Once finished at the outfitter, we finally got to the gap at 11:30 a.m., where we managed to avoid being vortexed into trail magic. I felt bad because the trail angels were so nice, but we needed to get some miles in. The heat of the day was upon us as we started. From what I could tell, any miles we did were going to be long and rough.

The miles weren’t as tough as we thought, but the heat was stifling and we kept being stopped by trail magic and interesting people with interesting stories. We ended up meeting a really cool SOBO thru-hiker, Ear Swift, from class of ’90 who was telling us about his time on trail and his career as a journalist. He recalled to us the murder of Geoffrey Hood and Patti LaRue, two fellow SOBO hikers he had hiked with and what it was like to handle the fallout from the events on trail.

His experience put into perspective about the mental gymnastics we do to convince ourselves that “we are safe because we are different.” I don’t want to sound like I am fear mongering, when in reality we are all safer on trail than in society. Unfortunately, things do go wrong out here. Be vigilant and be aware.

We ended up at Calf Mountain Hut (Yes, hut. Not shelter, hut. Shenandoah is but a silly place.) as we were just too tired and had started too late to keep pushing. Also having fully loaded heavy packs didn’t help with the mostly uphill and waterless climb into the Shenandoah National Park. We decided to play it safe and stay where there was water and it ended up working out.

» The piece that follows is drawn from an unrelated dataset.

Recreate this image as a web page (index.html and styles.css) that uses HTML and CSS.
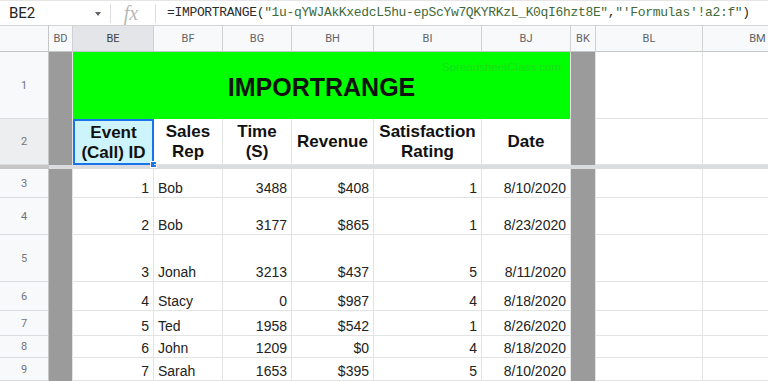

We had a great early evening at the shelter and it was nice to have a shorter day. It was nice to hang out with other hikers, both section and thru-hiker. There is something about bonding and being goofy with other like-minded (perhaps insane) individuals.

Day 73

20 miles

Earworm of the Day: Like the Dawn, Oh Hellos.

Today was great! Today may have been my favorite day on trail outside seeing ponies in the Grayson Highlands.

While being great, the day was hot and I do not like the heat, as I melt like ice cream. It appears we have entered the part of year that makes me a sweaty puddle of a person. My ancestors were not designed to be out in the blazing sun walking, they were on a chilly soggy island chasing sheep. As such, I am a sweaty drippy soggy useless mess when I am exposed to full sunlight.

But surprisingly, we did our fastest 20 miler to date and we got to catch up with Splash, Titus, and Stella, who kindly let us camp with them.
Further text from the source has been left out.